Advancing Tools to Understand and Adapt to Hydroclimatic Variability and Change in Alaska and Hawaii

The majority of the work conducted to understand the impacts of climate variability and change on water resources, and work to develop effective climate adaptation strategies in the water sector in the USA, is focused on the contiguous USA (CONUS). These tools do not currently address the unique modeling problems in Alaska and Hawaii (oCONUS), as characterized by intense spatial climatic gradients, sparse station networks, and dominance of distinctive hydrologic processes that are considered peculiar in the CONUS (e.g., glaciers and permafrost in Alaska; volcanic geology, intense rainfall, and high rates of evapotranspiration in Hawaii). To address these knowledge and capability gaps the US Army Corps of Engineers (USACE) and the National Center of Atmospheric Research (NCAR) have been developing a suite of new tools to support climate risk assessments in Alaska and Hawaii.
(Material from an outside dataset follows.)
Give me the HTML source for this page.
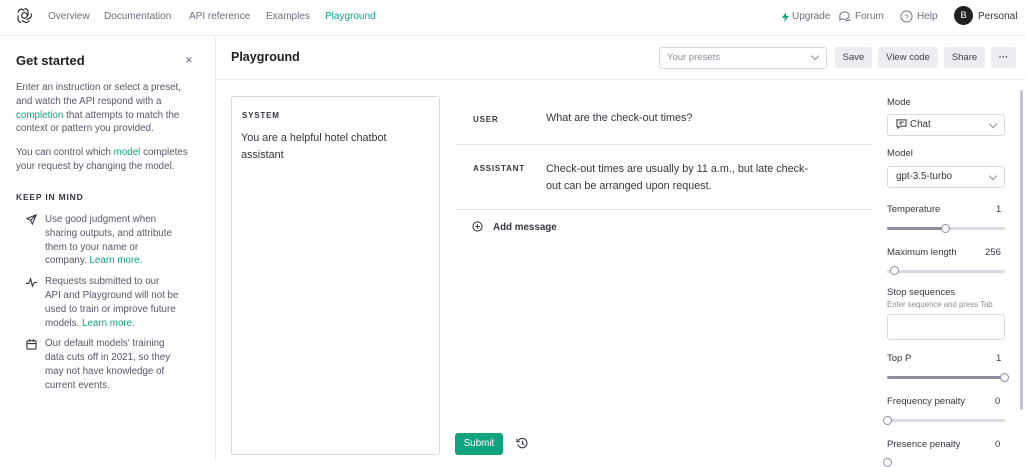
<!DOCTYPE html>
<html><head><meta charset="utf-8"><style>
*{box-sizing:border-box;margin:0;padding:0}
body{width:1025px;height:461px;overflow:hidden;background:#fff;font-family:"Liberation Sans",sans-serif;color:#353740;position:relative}
.a{position:absolute;white-space:nowrap}
.g{color:#10a37f}
.nav{font-size:10px;color:#6e6e80;top:11px}
.side p{font-size:9.8px;line-height:13.8px;color:#565869}
.lbl{font-size:9.5px;color:#353740}
.btn{position:absolute;top:47px;height:21px;background:#ececf1;border-radius:3px;font-size:9.5px;color:#40414f;text-align:center;line-height:21px}
.track{position:absolute;height:3px;background:#d9d9e3;border-radius:2px;left:887px;width:118px}
.fill{position:absolute;height:3px;background:#8e8ea0;border-radius:2px;left:887px}
.knob{position:absolute;width:9px;height:9px;border:1px solid #8e8ea0;border-radius:50%;background:#fff}
.sel{position:absolute;left:887px;width:118px;height:22px;border:1px solid #d9d9e3;border-radius:3px;font-size:9.8px;line-height:20px;padding-left:8px}
.chev{position:absolute;right:8px;top:6px;width:6px;height:6px;border-right:1px solid #8e8ea0;border-bottom:1px solid #8e8ea0;transform:rotate(45deg)}
</style></head><body>
<svg class="a" style="left:16px;top:7px" width="17" height="17" viewBox="0 0 24 24" fill="none" stroke="#202123" stroke-width="1.6"><circle cx="12" cy="12" r="4"/><path d="M12 2a5 5 0 0 1 5 5v5M21 9a5 5 0 0 1-2 7l-4 2M19 19a5 5 0 0 1-7 2l-4-2M7 22a5 5 0 0 1-4-6V12M3 8a5 5 0 0 1 5-5l4 2"/></svg>
<div class="a nav" style="left:48px">Overview</div>
<div class="a nav" style="left:104px">Documentation</div>
<div class="a nav" style="left:189px">API reference</div>
<div class="a nav" style="left:266px">Examples</div>
<div class="a nav" style="left:325px;color:#10a37f">Playground</div>
<svg class="a" style="left:782px;top:12px" width="7" height="10" viewBox="0 0 7 10"><path d="M4 0L0 6h3l-1 4 5-6H4z" fill="#10a37f"/></svg>
<div class="a nav g" style="left:792px">Upgrade</div>
<svg class="a" style="left:838px;top:10px" width="13" height="13" viewBox="0 0 14 14" fill="none" stroke="#6e6e80" stroke-width="1"><path d="M2 6a5 4 0 1 1 2 3.2L2 11z"/><path d="M8 11.5a4 3 0 0 0 4-1l1.5 1"/></svg>
<div class="a nav" style="left:855px">Forum</div>
<svg class="a" style="left:900px;top:10px" width="13" height="13" viewBox="0 0 14 14"><circle cx="7" cy="7" r="6" fill="none" stroke="#6e6e80"/><text x="7" y="10" font-size="8" text-anchor="middle" fill="#6e6e80" font-family="Liberation Sans">?</text></svg>
<div class="a nav" style="left:917px">Help</div>
<div class="a" style="left:954px;top:6px;width:19px;height:19px;border-radius:50%;background:#202123;color:#fff;font-size:9.5px;text-align:center;line-height:19px">B</div>
<div class="a nav" style="left:978px;color:#353740">Personal</div>
<div class="a" style="left:0;top:35px;width:1025px;height:1px;background:#ececf1"></div>
<div class="a" style="left:215px;top:36px;width:1px;height:425px;background:#ececf1"></div>
<div class="a" style="left:16px;top:53px;font-size:13px;font-weight:bold;color:#202123">Get started</div>
<div class="a" style="left:185px;top:52px;font-size:13px;color:#6e6e80">×</div>
<div class="a side" style="left:16px;top:81px;width:195px">
<p>Enter an instruction or select a preset,<br>and watch the API respond with a<br><span class="g">completion</span> that attempts to match the<br>context or pattern you provided.</p>
<p style="margin-top:10px">You can control which <span class="g">model</span> completes<br>your request by changing the model.</p>
</div>
<div class="a" style="left:16px;top:192px;font-size:8.5px;font-weight:bold;letter-spacing:.8px;color:#353740">KEEP IN MIND</div>
<div class="a side" style="left:45px;top:213px">
<p>Use good judgment when<br>sharing outputs, and attribute<br>them to your name or<br>company. <span class="g">Learn more.</span></p>
<p style="margin-top:7px">Requests submitted to our<br>API and Playground will not be<br>used to train or improve future<br>models. <span class="g">Learn more.</span></p>
<p style="margin-top:7px">Our default models' training<br>data cuts off in 2021, so they<br>may not have knowledge of<br>current events.</p>
</div>
<svg class="a" style="left:26px;top:214px" width="11" height="11" viewBox="0 0 12 12" fill="none" stroke="#353740" stroke-width="1.2"><path d="M11 1L1 5l4 2 2 4z M11 1L5 7"/></svg>
<svg class="a" style="left:26px;top:277px" width="11" height="11" viewBox="0 0 12 12" fill="none" stroke="#353740" stroke-width="1.2"><path d="M0 7h3l2-5 2 8 2-4h3"/></svg>
<svg class="a" style="left:26px;top:339px" width="11" height="11" viewBox="0 0 12 12" fill="none" stroke="#353740" stroke-width="1.2"><rect x="1" y="2" width="10" height="9" rx="1"/><path d="M1 5h10M4 0v3M8 0v3"/></svg>
<div class="a" style="left:231px;top:50px;font-size:12.5px;font-weight:bold;color:#202123">Playground</div>
<div class="a" style="left:659px;top:47px;width:168px;height:22px;border:1px solid #d9d9e3;border-radius:3px;font-size:9.5px;color:#8e8ea0;line-height:20px;padding-left:7px">Your presets<span class="chev" style="top:5px"></span></div>
<div class="btn" style="left:835px;width:37px">Save</div>
<div class="btn" style="left:878px;width:60px">View code</div>
<div class="btn" style="left:944px;width:41px">Share</div>
<div class="btn" style="left:991px;width:25px;font-weight:bold">···</div>
<div class="a" style="left:216px;top:79px;width:809px;height:1px;background:#ececf1"></div>
<div class="a" style="left:231px;top:96px;width:209px;height:359px;border:1px solid #d9d9e3;border-radius:3px"></div>
<div class="a" style="left:242px;top:111px;font-size:8px;font-weight:bold;letter-spacing:.8px">SYSTEM</div>
<div class="a" style="left:241px;top:130px;font-size:10.8px;line-height:16.5px">You are a helpful hotel chatbot<br>assistant</div>
<div class="a" style="left:473px;top:115px;font-size:8px;font-weight:bold;letter-spacing:.8px">USER</div>
<div class="a" style="left:546px;top:112px;font-size:10.8px">What are the check-out times?</div>
<div class="a" style="left:456px;top:144px;width:416px;height:1px;background:#e5e5ea"></div>
<div class="a" style="left:473px;top:164px;font-size:8px;font-weight:bold;letter-spacing:.8px">ASSISTANT</div>
<div class="a" style="left:546px;top:161px;font-size:10.8px;line-height:16.5px">Check-out times are usually by 11 a.m., but late check-<br>out can be arranged upon request.</div>
<div class="a" style="left:456px;top:209px;width:416px;height:1px;background:#e5e5ea"></div>
<svg class="a" style="left:472px;top:221px" width="11" height="11" viewBox="0 0 12 12" fill="none" stroke="#353740" stroke-width="1.1"><circle cx="6" cy="6" r="5"/><path d="M6 3.5v5M3.5 6h5"/></svg>
<div class="a" style="left:493px;top:222px;font-size:9.8px;font-weight:bold">Add message</div>
<div class="a" style="left:455px;top:433px;width:48px;height:22px;background:#10a37f;border-radius:3px;color:#fff;font-size:9.8px;text-align:center;line-height:22px">Submit</div>
<svg class="a" style="left:516px;top:437px" width="13" height="13" viewBox="0 0 14 14" fill="none" stroke="#353740" stroke-width="1.2"><path d="M2.5 4A5 5 0 1 1 2 8"/><path d="M1 2v3h3"/><path d="M7 4v3l2 1.5"/></svg>
<div class="a" style="left:1020px;top:90px;width:3px;height:320px;background:#c5c5d2;border-radius:2px"></div>
<div class="a lbl" style="left:887px;top:97px">Mode</div>
<div class="sel" style="top:114px"><svg style="vertical-align:-2px;margin-right:3px" width="11" height="10" viewBox="0 0 12 11" fill="none" stroke="#353740" stroke-width="1.1"><path d="M1 1h10v7H5l-3 2V8H1z M3.5 3.5h5M3.5 5.5h3"/></svg>Chat<span class="chev"></span></div>
<div class="a lbl" style="left:887px;top:148px">Model</div>
<div class="sel" style="top:166px">gpt-3.5-turbo<span class="chev"></span></div>
<div class="a lbl" style="left:887px;top:204px">Temperature</div><div class="a lbl" style="left:996px;top:204px">1</div>
<div class="track" style="top:227px"></div><div class="fill" style="top:227px;width:58px"></div><div class="knob" style="left:941px;top:224px"></div>
<div class="a lbl" style="left:887px;top:247px">Maximum length</div><div class="a lbl" style="left:985px;top:247px">256</div>
<div class="track" style="top:270px"></div><div class="knob" style="left:890px;top:266px"></div>
<div class="a lbl" style="left:887px;top:287px">Stop sequences</div>
<div class="a" style="left:887px;top:300px;font-size:7.8px;color:#8e8ea0">Enter sequence and press Tab</div>
<div class="a" style="left:887px;top:314px;width:118px;height:26px;border:1px solid #d9d9e3;border-radius:3px"></div>
<div class="a lbl" style="left:887px;top:353px">Top P</div><div class="a lbl" style="left:996px;top:353px">1</div>
<div class="fill" style="top:376px;width:118px"></div><div class="knob" style="left:1000px;top:373px"></div>
<div class="a lbl" style="left:887px;top:396px">Frequency penalty</div><div class="a lbl" style="left:995px;top:396px">0</div>
<div class="track" style="top:419px"></div><div class="knob" style="left:883px;top:416px"></div>
<div class="a lbl" style="left:887px;top:439px">Presence penalty</div><div class="a lbl" style="left:995px;top:439px">0</div>
<div class="knob" style="left:883px;top:458px"></div>
</body></html>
Three main elements are discussed here, 1) climate mapping; 2) climate downscaling; and 3) hydrologic modeling. This collaborative effort has resulted in new daily, gridded, meteorological datasets and methodologies for oCONUS. These datasets have incorporated local knowledge, gauge networks, estimate uncertainty, and account for frozen precipitation gauge under catch in Alaska. Further, new ensemble climatologically aided interpolation and gauge under catch methodologies have been developed. For climate downscaling, we have developed multiple downscaled scenarios using CMIP5 climate models, First, pseudo-global warming (PGW) dynamically downscaled simulations at high resolution over both domains have been completed to enable process studies under one future change scenario. Additionally, downscaling for multiple CMIP5 models using the intermediate complexity atmospheric model (ICAR) and multiple statistical methods for the 1950-2100 time period are available. Finally, we have initial hydrologic projections for oCONUS using the Variable Infiltration Capacity (VIC) model across all ICAR and statistically downscaled permutations. This talk will summarize the new publicly available tools, data sets, and results that have resulted from this extensive initial effort.